Storage Best Practices
Store upright in breathable cotton bags—not plastic. Include silica gel packs (20g per pair) changed quarterly. Ideal humidity: 45–55% RH; temperature: 18–22°C. Avoid attics, garages, or basements. Every 6 months, rotate stock—even unsold inventory—to prevent localized polymer crystallization in EVA.
People Also Ask
- What’s the difference between golf boots and waterproof hiking boots?
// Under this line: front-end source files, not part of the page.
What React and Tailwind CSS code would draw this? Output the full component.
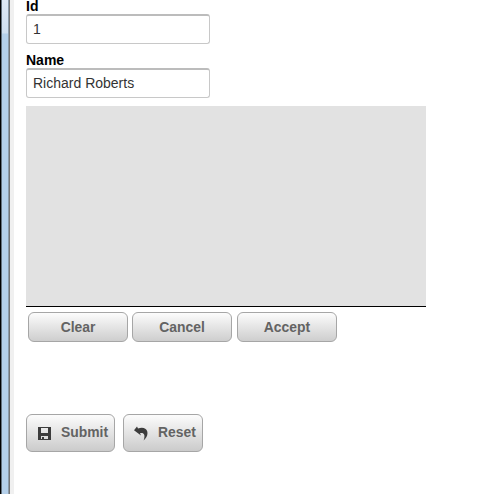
function Field({ label, value }) {
  return (
    <label className="block h-[54px]">
      <span className="block h-3.5 text-[14px] leading-[12px] font-bold text-black">{label}</span>
      <input
        defaultValue={value}
        className="block h-[30px] w-[184px] rounded-[3px] border border-t-2 border-[#c8c8c8] border-t-[#bcbcbc] bg-white px-1.5 pb-0.5 text-[14px] text-[#333] outline-none"
      />
    </label>
  );
}

function PadButton({ children }) {
  return (
    <button className="h-[30px] w-[100px] rounded-[6px] border border-[#a6a6a6] bg-linear-to-b from-[#fcfcfc] to-[#cecece] text-[13.9px] font-bold text-[#636363]">
      {children}
    </button>
  );
}

function SaveIcon() {
  return (
    <svg width="13" height="13" viewBox="0 0 13 13" shapeRendering="crispEdges">
      <path fill="#3c3c3c" fillRule="evenodd" d="M0 0h13v13H0zM3 1h7v5H3zM3 9h7v3H6v-2H4v2H3z" />
    </svg>
  );
}

function UndoIcon() {
  return (
    <svg width="14" height="15" viewBox="0 0 14 15">
      <path fill="#3c3c3c" d="M0 4.2 3 .4l1 2C8.6.7 12.2 2 13.2 5.2c.9 3.2-.5 6.5-3.6 9.2.8-2.2 1.1-4.1.6-5.6-.6-1.6-2.2-2.1-4.2-1.5l1 2.2z" />
    </svg>
  );
}

export default function App() {
  return (
    <div className="flex h-[494px] w-[502px] overflow-hidden bg-white font-['Liberation_Sans',Arial,sans-serif]">
      <aside className="flex w-3.5 shrink-0">
        <div className="w-px bg-black" />
        <div className="w-px bg-[#65727e]" />
        <div className="w-1.5 bg-linear-to-b from-[#dfe9f5] from-0% via-[#cfdff0] via-[33px] to-[#b5d0ea] to-[34px]" />
        <div className="w-px bg-[#8b9baa]" />
        <div className="w-px bg-[#777]" />
        <div className="w-1 bg-[#f0f0f0]" />
      </aside>
      <form className="ml-3 w-[400px]" onSubmit={(e) => e.preventDefault()}>
        <div className="h-[106px]">
          <Field label="Id" value="1" />
          <Field label="Name" value="Richard Roberts" />
        </div>
        <div className="h-[201px] border-b border-black bg-[#e2e2e2]" />
        <div className="mt-[5px] ml-0.5 flex">
          <PadButton>Clear</PadButton>
          <div className="mr-[5px] ml-1 flex">
            <PadButton>Cancel</PadButton>
          </div>
          <PadButton>Accept</PadButton>
        </div>
        <div className="mt-[72px] flex gap-2">
          <button className="flex h-[38px] w-[89px] items-center rounded-[6px] border border-[#a6a6a6] bg-linear-to-b from-[#fcfcfc] to-[#cbcbcb] pl-[11px] text-[13.9px] font-bold text-[#636363]">
            <SaveIcon />
            <span className="ml-2.5 pb-0.5">Submit</span>
          </button>
          <button className="flex h-[38px] w-20 items-center rounded-[6px] border border-[#a6a6a6] bg-linear-to-b from-[#fcfcfc] to-[#cbcbcb] pl-2.5 text-[13.9px] font-bold text-[#636363]">
            <UndoIcon />
            <span className="ml-2.5 pb-0.5">Reset</span>
          </button>
        </div>
      </form>
    </div>
  );
}
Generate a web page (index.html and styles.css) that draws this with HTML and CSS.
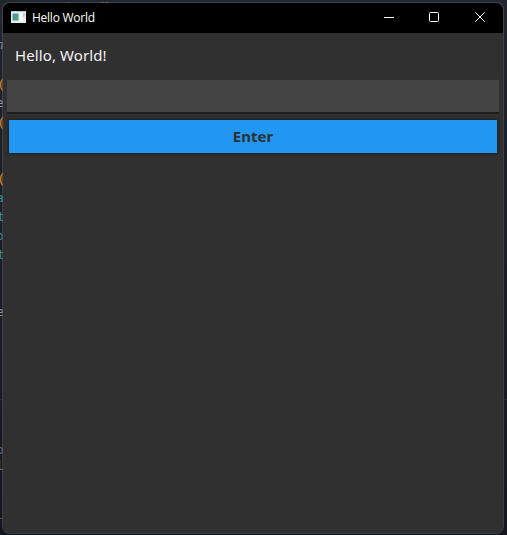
FILE: index.html
```
<!DOCTYPE html>
<html lang="en">
<head>
<meta charset="utf-8">
<title>Hello World</title>
<link rel="stylesheet" href="styles.css">
</head>
<body>
<div class="editor" aria-hidden="true">
  <svg width="507" height="535" viewBox="0 0 507 535">
    <path d="M0 399.500H507" stroke="#292e35"/>
    <path d="M67 2.500h3" stroke="#267b86"/>
    <path d="M101 2.500h3M105 2.500h3" stroke="#b8862d"/>
    <g fill="none" stroke="#b9801d" stroke-width="1.500">
      <path d="M3 79Q-2 85 3 91M3 117Q-2 123 3 129M3 173Q-2 179 3 186"/>
    </g>
    <path d="M2 82v6M2 120v6M2 176v6" stroke="#8d3022"/>
  </svg>
  <span class="glyph gray g1">n</span>
  <span class="glyph gray g2">e</span>
  <span class="glyph teal g3">a</span>
  <span class="glyph teal g4">t</span>
  <span class="glyph teal g5">o</span>
  <span class="glyph teal g6">t</span>
  <span class="glyph gray g7">e</span>
  <span class="glyph dim g8">o</span>
  <span class="glyph dim g9">l</span>
  <span class="glyph dim g10">_</span>
</div>
<main class="window">
  <header class="titlebar">
    <svg class="app-icon" width="15" height="12" viewBox="0 0 15 12">
      <defs><linearGradient id="screen" x2="1" y2="1"><stop stop-color="#548cc1"/><stop offset="1" stop-color="#4aa768"/></linearGradient></defs>
      <path fill="#e9eeee" d="M0 0h15v12H0z"/>
      <path fill="#b9c5cd" d="M0 0h15v1H0z"/>
      <path fill="url(#screen)" d="M1.500 2.500h6v7h-6z"/>
      <path fill="#fff" d="M9 2h2v8H9z"/>
      <path fill="#c8d1cd" d="M12 2h2v4h-2z"/>
    </svg>
    <h1 class="title">Hello World</h1>
    <div class="controls">
      <svg width="46" height="30" viewBox="0 0 46 30"><path d="M11 14.500h10"/></svg>
      <svg width="45" height="30" viewBox="0 0 45 30"><rect x="10.500" y="9.500" width="9" height="9" rx="1"/></svg>
      <svg width="45" height="30" viewBox="0 0 45 30"><path d="M11.200 9.200l9.600 9.600M20.800 9.200l-9.600 9.600"/></svg>
    </div>
  </header>
  <p class="label">Hello, World!</p>
  <input class="field" type="text" aria-label="Input">
  <button class="enter" type="button">Enter</button>
</main>
</body>
</html>
```
FILE: styles.css
```
* { box-sizing: border-box; }

body {
  margin: 0;
  height: 535px;
  overflow: hidden;
  background: linear-gradient(#22262f, #1b1f26 30%, #191c23 70%, #15171f);
  font-family: "Noto Sans", sans-serif;
}

.editor {
  position: absolute;
  inset: 0;
}

.editor svg { display: block; }

.glyph {
  position: absolute;
  left: -4px;
  font: 13px/18px "DejaVu Sans Mono", monospace;
}

.gray { color: #92979c; }
.teal { color: #38969a; }
.dim { color: #74766f; }
.g1 { top: 36px; font-style: italic; }
.g2 { top: 94px; }
.g3 { top: 189px; }
.g4 { top: 208px; left: -3px; }
.g5 { top: 227px; }
.g6 { top: 246px; left: -3px; }
.g7 { top: 303px; }
.g8 { top: 441px; }
.g9 { top: 457px; }
.g10 { top: 503px; }

.window {
  position: relative;
  display: flex;
  flex-direction: column;
  width: 502px;
  height: 532px;
  margin: 2px;
  overflow: hidden;
  border: 1px solid rgba(85, 87, 92, 0.6);
  border-radius: 8px;
  background: #303030;
  background-clip: padding-box;
}

.titlebar {
  display: flex;
  align-items: center;
  flex: none;
  height: 30px;
  padding-left: 8px;
  background: #000;
}

.app-icon {
  flex: none;
  margin-bottom: 2px;
}

.title {
  margin: 0 0 0 6px;
  color: #fff;
  font: 12px/18px "Open Sans", sans-serif;
  letter-spacing: -0.25px;
}

.controls {
  display: flex;
  margin-left: auto;
  margin-right: -6px;
  fill: none;
  stroke: #fff;
}

.label {
  flex: none;
  margin: 11px 12px 0;
  color: #f4f4f4;
  font-size: 15px;
  line-height: 22px;
  letter-spacing: 0.1px;
}

.field {
  flex: none;
  height: 34px;
  margin: 14px 4px 0;
  padding: 0 8px;
  border: 0;
  border-bottom: 2px solid #1e1e1e;
  outline: 0;
  background: #444;
  color: #fff;
  font: 15px "Noto Sans", sans-serif;
}

.enter {
  flex: none;
  height: 33px;
  margin: 6px 6px 0;
  padding: 0;
  border: 0;
  background: #2196f3;
  box-shadow: 0 0 2px 1px #202020;
  color: #303030;
  font: bold 15px/33px "Noto Sans", sans-serif;
}
```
- Golf boots prioritize rotational stability (rigid heel counter + low-stack-height midsole) and cleat-specific traction; hiking boots emphasize vertical shock absorption and ankle support. A hiking boot’s 28mm heel-to-toe drop destabilizes golf swing mechanics—proven in biomechanical gait studies (J. Sports Biomech, 2022).
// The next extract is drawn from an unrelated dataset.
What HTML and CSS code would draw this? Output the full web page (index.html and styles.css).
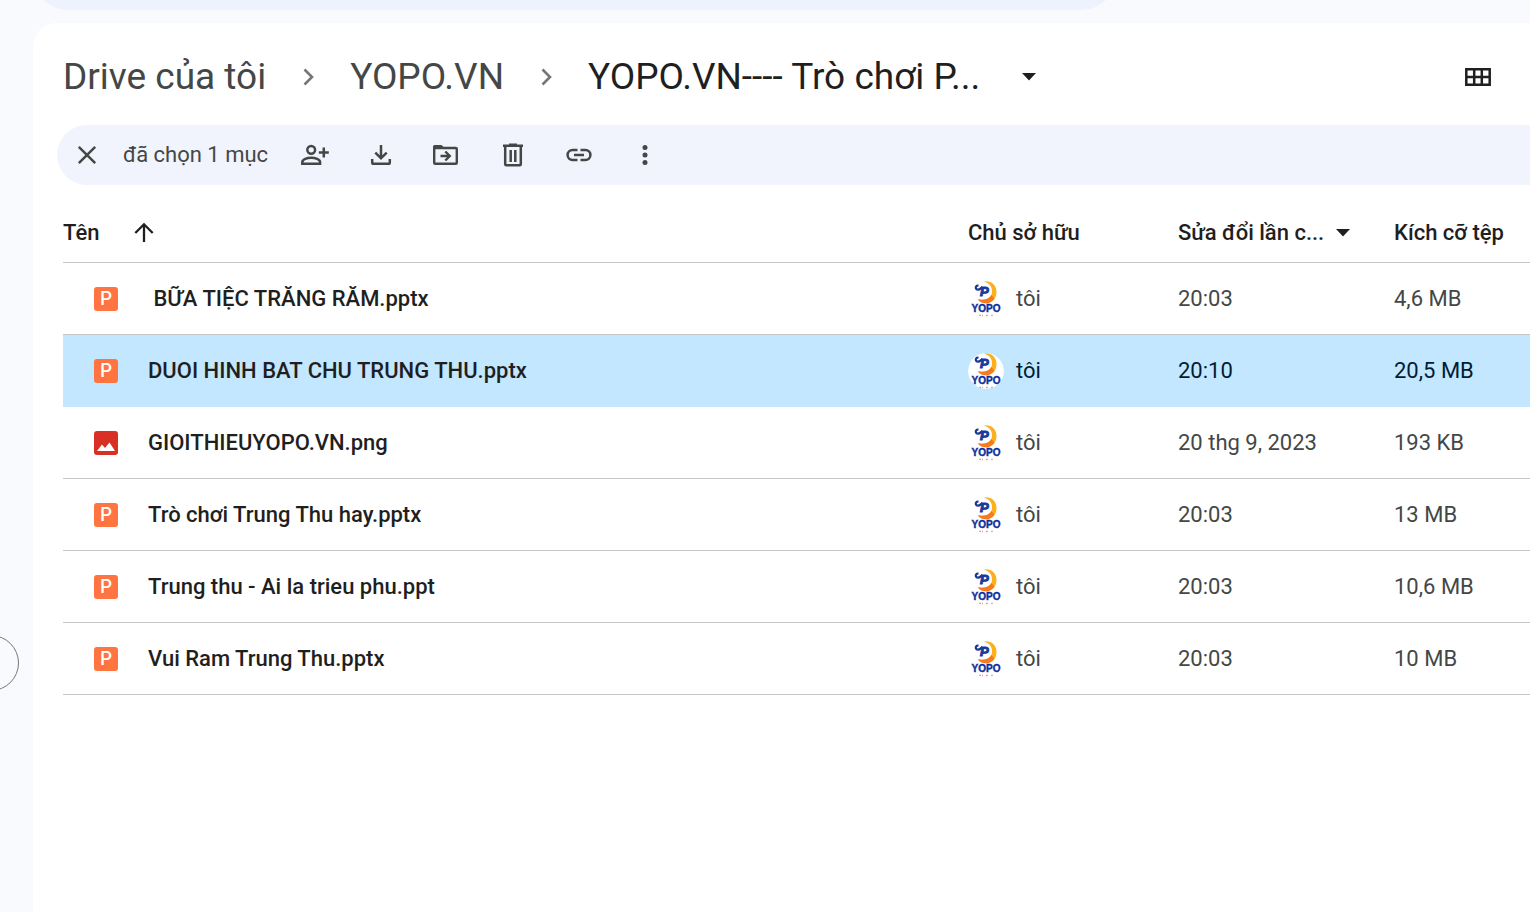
FILE: index.html
```html
<!DOCTYPE html>
<html lang="vi">
<head>
<meta charset="utf-8">
<title>YOPO.VN - Drive</title>
<link rel="stylesheet" href="styles.css">
</head>
<body>
<header class="topbar">
  <input class="search" type="search" aria-label="Tìm trong Drive">
</header>

<div class="body">
  <aside class="rail"><button class="rail-button" aria-label="Mở bảng điều hướng"></button></aside>
  <main class="panel">
    <div class="heading">
      <nav class="crumbs" aria-label="Đường dẫn">
        <a class="crumb" href="#">Drive của tôi</a>
        <svg class="icon chevron" viewBox="0 0 30 30"><path d="M11.500 7.500 19 15l-7.500 7.500" fill="none" stroke="currentColor" stroke-width="2.600"/></svg>
        <a class="crumb" href="#">YOPO.VN</a>
        <svg class="icon chevron" viewBox="0 0 30 30"><path d="M11.500 7.500 19 15l-7.500 7.500" fill="none" stroke="currentColor" stroke-width="2.600"/></svg>
        <button class="crumb current"><span class="crumb-label">YOPO.VN---- Trò chơi P...</span><svg class="caret" viewBox="0 0 14 8"><path d="M0 0h14L7 7.500z" fill="currentColor"/></svg></button>
      </nav>
      <button class="icon-button" aria-label="Bố cục lưới">
        <svg class="icon" viewBox="0 0 30 30"><path d="M3.300 7.300h23.400v15.400H3.300zM3 15h24M11.200 7v16M18.800 7v16" fill="none" stroke="currentColor" stroke-width="2.500"/></svg>
      </button>
    </div>

    <div class="toolbar">
      <button class="icon-button" aria-label="Bỏ chọn">
        <svg class="icon" viewBox="0 0 30 30"><path d="m6.800 6.800 16.400 16.400m0-16.400L6.800 23.200" fill="none" stroke="currentColor" stroke-width="2.500"/></svg>
      </button>
      <span class="count">đã chọn 1 mục</span>
      <div class="actions">
        <button class="icon-button" aria-label="Chia sẻ">
          <svg class="icon" viewBox="0 0 30 30" fill="none" stroke="currentColor" stroke-width="2.500"><circle cx="11.200" cy="9.800" r="3.900"/><path d="M2.300 23.800v-1.600c0-2.800 4.800-4.500 8.900-4.500s8.900 1.700 8.900 4.500v1.600zM23.800 7.500v10M18.800 12.500h10"/></svg>
        </button>
        <button class="icon-button" aria-label="Tải xuống">
          <svg class="icon" viewBox="0 0 30 30" fill="none" stroke="currentColor" stroke-width="2.500"><path d="M15 5v13M9.300 12.600 15 18.300l5.700-5.700M6.200 19v3.500q0 1.300 1.300 1.300h15q1.300 0 1.300-1.300V19"/></svg>
        </button>
        <button class="icon-button" aria-label="Di chuyển">
          <svg class="icon" viewBox="0 0 30 30" fill="none" stroke="currentColor" stroke-width="2.400"><path d="M2.200 8h21.600q1 0 1 1v13.800q0 1-1 1H3.200q-1 0-1-1z"/><path d="M1 9V6.500Q1 5 2.500 5h7L12.500 8z" fill="currentColor" stroke="none"/><path d="M8.500 16h8.500M13.300 11.500l4.500 4.500-4.500 4.500"/></svg>
        </button>
        <button class="icon-button" aria-label="Xóa">
          <svg class="icon" viewBox="0 0 30 30" fill="none" stroke="currentColor" stroke-width="2.500"><path d="M5 5.800h20M11 4.800h8"/><path d="M7.200 6v18.200q0 1 1 1h13.600q1 0 1-1V6M12.700 10v12M17.300 10v12"/></svg>
        </button>
        <button class="icon-button" aria-label="Nhận đường liên kết">
          <svg class="icon" viewBox="0 0 30 30" fill="none" stroke="currentColor" stroke-width="2.500"><path d="M13.500 10H8.600a5 5 0 0 0 0 10h4.900M16.500 10h4.900a5 5 0 0 1 0 10h-4.900M10 15h10"/></svg>
        </button>
        <button class="icon-button" aria-label="Thao tác khác">
          <svg class="icon" viewBox="0 0 30 30" fill="currentColor"><circle cx="15" cy="7.500" r="2.500"/><circle cx="15" cy="15" r="2.500"/><circle cx="15" cy="22.500" r="2.500"/></svg>
        </button>
      </div>
    </div>

    <table class="files">
      <colgroup><col><col class="col-owner"><col class="col-date"><col class="col-size"></colgroup>
      <thead>
        <tr>
          <th scope="col"><button class="sort">Tên <svg class="icon" viewBox="0 0 30 30"><path d="M15 24V6.500M6.300 15 15 6.300l8.700 8.700" fill="none" stroke="currentColor" stroke-width="2.300"/></svg></button></th>
          <th scope="col">Chủ sở hữu</th>
          <th scope="col"><button class="sort date">Sửa đổi lần c... <svg class="caret" viewBox="0 0 14 8"><path d="M0 0h14L7 7.500z" fill="currentColor"/></svg></button></th>
          <th scope="col">Kích cỡ tệp</th>
        </tr>
      </thead>
      <tbody>
        <tr>
          <td><div class="file"><span class="type">P</span><span class="name">&nbsp;BỮA TIỆC TRĂNG RĂM.pptx</span></div></td>
          <td><div class="owner"><svg class="avatar" viewBox="0 0 36 36"><g id="logo">
            <circle cx="18" cy="18" r="18" fill="#fff"/>
            <path d="M16 .500c7.500-1 12.500 4 12.500 10.500 0 6.800-4.600 11.300-10.500 11.300-3.600 0-6.500-1.500-8.200-4 7.500 1.500 14.200-.8 14.200-8 0-5-3-8.300-8-9.800z" fill="#fbb01c"/>
            <path d="M9.800 18.300c6 1.200 11.500 0 13.600-4.300 1.300 1.500 2.300 2.700 2.900 4.100-2 2.700-5 4.200-8.300 4.200-3.600 0-6.500-1.500-8.200-4z" fill="#f47b20"/>
            <path d="M10.500 4.800c-1.900-.5-3.200 1-2.600 2.600.6 1.500 3 1.700 4.500.2l2-1.800" fill="none" stroke="#173a9c" stroke-width="2.200"/>
            <text x="12" y="15" class="logo-mark">P</text>
            <text x="18" y="31" class="logo-name" text-anchor="middle">YOPO</text>
            <path d="M11 34.500h2m1 0h1m3 0h2m3 0h2" stroke="#f3a186" stroke-width="1.600"/>
          </g></svg>tôi</div></td><td>20:03</td><td>4,6 MB</td>
        </tr>
        <tr class="selected">
          <td><div class="file"><span class="type">P</span><span class="name">DUOI HINH BAT CHU TRUNG THU.pptx</span></div></td>
          <td><div class="owner"><svg class="avatar" viewBox="0 0 36 36"><use href="#logo"/></svg>tôi</div></td><td>20:10</td><td>20,5 MB</td>
        </tr>
        <tr>
          <td><div class="file"><span class="type image"><svg viewBox="0 0 24 24"><path d="M3 20l5-6.500 3 3.500 4.500-5.500L21 20z" fill="#fff"/></svg></span><span class="name">GIOITHIEUYOPO.VN.png</span></div></td>
          <td><div class="owner"><svg class="avatar" viewBox="0 0 36 36"><use href="#logo"/></svg>tôi</div></td><td>20 thg 9, 2023</td><td>193 KB</td>
        </tr>
        <tr>
          <td><div class="file"><span class="type">P</span><span class="name">Trò chơi Trung Thu hay.pptx</span></div></td>
          <td><div class="owner"><svg class="avatar" viewBox="0 0 36 36"><use href="#logo"/></svg>tôi</div></td><td>20:03</td><td>13 MB</td>
        </tr>
        <tr>
          <td><div class="file"><span class="type">P</span><span class="name">Trung thu - Ai la trieu phu.ppt</span></div></td>
          <td><div class="owner"><svg class="avatar" viewBox="0 0 36 36"><use href="#logo"/></svg>tôi</div></td><td>20:03</td><td>10,6 MB</td>
        </tr>
        <tr>
          <td><div class="file"><span class="type">P</span><span class="name">Vui Ram Trung Thu.pptx</span></div></td>
          <td><div class="owner"><svg class="avatar" viewBox="0 0 36 36"><use href="#logo"/></svg>tôi</div></td><td>20:03</td><td>10 MB</td>
        </tr>
      </tbody>
    </table>
  </main>
</div>
</body>
</html>
```
FILE: styles.css
```css
* { box-sizing: border-box; }

body {
  margin: 0;
  min-height: 100vh;
  display: flex;
  flex-direction: column;
  background: #f8fafd;
  color: #1f1f1f;
  font: 22px/28px Roboto, "Noto Sans", sans-serif;
}

button {
  padding: 0;
  border: 0;
  background: none;
  color: inherit;
  font: inherit;
}

.icon { display: block; flex: none; width: 30px; height: 30px; }

.topbar {
  display: flex;
  align-items: flex-end;
  height: 23px;
  padding: 0 32px 13px;
  overflow: hidden;
}
.search {
  flex: none;
  width: 74%;
  height: 72px;
  border: 0;
  border-radius: 36px;
  background: #edf2fc;
}

.body { flex: 1; display: flex; }
.rail {
  flex: none;
  display: flex;
  align-items: center;
  justify-content: flex-end;
  width: 33px;
  padding: 390px 14px 0 0;
}
.rail-button {
  flex: none;
  width: 56px;
  height: 56px;
  border: 1px solid #747775;
  border-radius: 50%;
}

.panel {
  flex: 1;
  min-width: 0;
  padding: 24px 0 0 24px;
  border-radius: 24px 0 0 0;
  background: #fff;
}

.heading {
  display: flex;
  align-items: center;
  justify-content: space-between;
  height: 60px;
  padding: 0 28px 0 6px;
}
.crumbs { display: flex; align-items: center; gap: 27px; }
.crumb {
  color: #444746;
  font-size: 37px;
  line-height: 48px;
  text-decoration: none;
  white-space: nowrap;
}
.current { display: flex; align-items: center; gap: 26px; color: #1f1f1f; }
.crumb-label { min-width: 408px; text-align: left; }
.chevron { color: #747775; }
.caret { flex: none; width: 14px; height: 8px; }

.icon-button {
  flex: none;
  display: grid;
  place-items: center;
  width: 48px;
  height: 48px;
  border-radius: 50%;
}

.toolbar {
  display: flex;
  align-items: center;
  gap: 12px;
  height: 60px;
  margin-top: 18px;
  padding-left: 6px;
  border-radius: 30px 0 0 30px;
  background: #f1f4fc;
  color: #444746;
}
.count { min-width: 156px; white-space: nowrap; }
.actions { display: flex; gap: 18px; }

.files {
  width: calc(100% - 6px);
  margin: 18px 0 0 6px;
  border-spacing: 0;
  table-layout: fixed;
  color: #444746;
}
.col-owner { width: 210px; }
.col-date { width: 216px; }
.col-size { width: 136px; }
.files th, .files td {
  padding: 0;
  border-bottom: 1px solid #c4c7c5;
  text-align: left;
  white-space: nowrap;
}
.files th { height: 60px; color: #1f1f1f; font-weight: 500; }
.files td { height: 72px; }
.files .selected td { border-color: #c2e7ff; background: #c2e7ff; color: #001d35; }

.sort { display: flex; align-items: center; gap: 30px; font-weight: 500; }
.date { gap: 12px; }

.file { display: flex; align-items: center; gap: 30px; padding-left: 31px; }
.name { color: #1f1f1f; font-weight: 500; }
.type {
  display: grid;
  place-items: center;
  width: 24px;
  height: 24px;
  border-radius: 3px;
  background: #ff7440;
  color: #fff;
  font: 500 19px/24px Inter, sans-serif;
}
.image { background: #d93025; }

.owner { display: flex; align-items: center; gap: 12px; }
.avatar { width: 36px; height: 36px; border-radius: 50%; }
.logo-mark {
  fill: #173a9c;
  stroke: #173a9c;
  font: italic 900 13px "Liberation Sans", sans-serif;
}
.logo-name {
  fill: #0a2f9e;
  stroke: #0a2f9e;
  stroke-width: 0.4px;
  font: 700 10px "Liberation Sans", sans-serif;
}
```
- Can I use standard athletic shoe lasts for golf boots?
- No. Golf lasts require a straighter treadline (≤3° medial deviation), lower instep height (max 62mm at size EU 42), and shorter toe spring (3–4° vs. 6–8° in running shoes). Using a running last causes chronic forefoot pressure and cleat misalignment.
- Are spiked golf boots still compliant with modern course regulations?
- Yes—if using soft spikes meeting USGA/PGA guidelines (≤0.75” length, rounded tips, non-metallic). Steel spikes are banned on 99.2% of US courses (NGCOA 2024 survey). Verify supplier cleats carry official Softspikes® or Fast Twist™ certification marks.
- How do I verify REACH compliance for adhesives and dyes?
- Require full SVHC (Substances of Very High Concern) screening reports per EC No. 1907/2006 Annex XIV, tested by an ILAC-accredited lab (e.g., SGS, Bureau Veritas). Accept nothing less than batch-specific CoCs—not generic “REACH-compliant” statements.
- What’s the optimal MOQ for balancing cost and flexibility?
- For first-time sourcing: 800–1,200 pairs per style. Below 800, tooling amortization spikes unit cost by 18–22%. Above 1,200, you risk overstock—golf boot sell-through averages 68% in Year 1 (NPD Group, 2023).
- Do golf boots need ASTM F2413 certification?
- Only if marketed as “safety footwear” (e.g., for greenkeepers or pro shop staff). Consumer-facing golf boots fall under ASTM F1637 (slip resistance) and F2913 (water resistance), not F2413—unless incorporating steel/composite toes.